By bne IntelIiNews December 2, 2020

Turkey’s economic collapse cannot be addressed unless President Recep Tayyip Erdogan leaves office, Shlomo Roiter Jesner, president and co-founder of the Cambridge Middle East and North Africa Forum, has written in an article for Foreign Policy.

“Denying any connection between his government’s policy and Turkey’s economic collapse, the president’s rudimentary understanding of basic economic principles has bordered on the absurd,’’ Jesner said.

In early November, Erdogan changed his economic team—firing the central bank governor and accepting the resignation of his son-in-law finance minister Berat Albayrak—as the Turkish lira threatened to slip into a second full-blown currency crisis within two years and it became clear that the central bank had burnt through most of Turkey’s FX reserves in a failed attempt at defending the currency. But Jesner said it would take more than an economic reform package or a shakeup of the country’s top economy cadres to deliver an economic recovery.

Erdogan said his administration would swallow a “bitter pill” if that’s what it took to bring in polices to right the economy and he also promised some judicial reforms. Jesner said such pledges should not inspire hope for the country’s future.

“Time and time again”

“Erdogan’s policies have time and time again exhibited: economic manipulation; wide scale jailing of journalists critical to Erdogan’s policies; and the purging of so-called dissenters from the civil service, academia, and the justice system,’’ the analyst wrote, saying the Turkish economy needed a long journey of recovery with coherent non-conspiratorial economic policy.

Jesner also called attention to how Erdogan’s foreign policy adventurism has tarnished relations with Turkey’s leading trading partner, the European Union, and had to be quelled. In 2019, Turkey-EU trade stood at €138.1bn, making Turkey the bloc’s sixth largest trading partner with the trade share at 3.4%.

Separately, German Social Democrat MEP Udo Bullmann told EURACTIV in a November 30 interview that observers “shouldn’t forget that the power base of [Erdogan] is shrinking … look at the results of the last municipal elections [in spring 2019]: the guy is sweating, the guy is afraid of losing his definition power of internal and external politics within Turkey”.

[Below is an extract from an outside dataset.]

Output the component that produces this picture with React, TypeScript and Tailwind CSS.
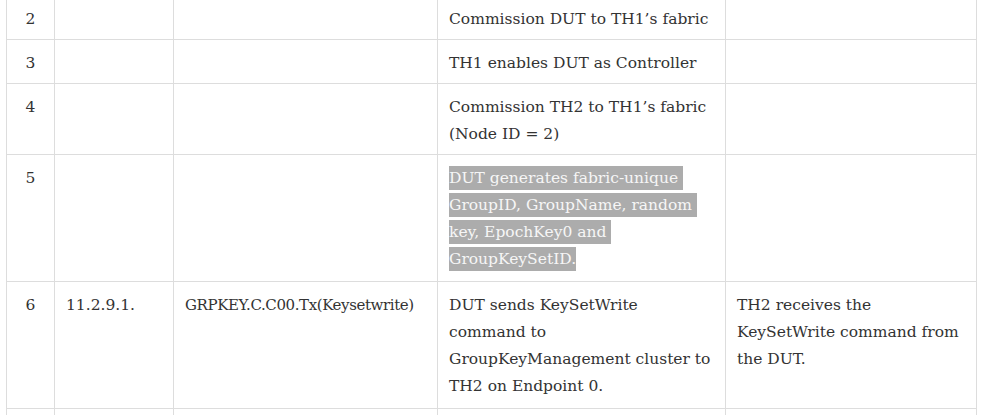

Bullmann added that Germany would aim to keep a communication channel open with Turkey as its strengthening political opposition was advocating good relations with the EU.

“We should not deal with Turkey as an autocratic monolith, so keep the flexibility to transform and bring Turkey back into the family of peaceful nations,” the EU lawmaker said.

Istanbul, Ankara lost

Erdogan’s ruling Justice and Development Party (AKP) lost Turkey’s two largest cities, Istanbul and the capital Ankara, to the main opposition Republican People’s Party (CHP) in the local elections last year.

The EU should send a clear message to Erdogan that his aggressive behaviour cannot be tolerated any longer at its upcoming leaders’ summit on December 10-11, Bullmann said.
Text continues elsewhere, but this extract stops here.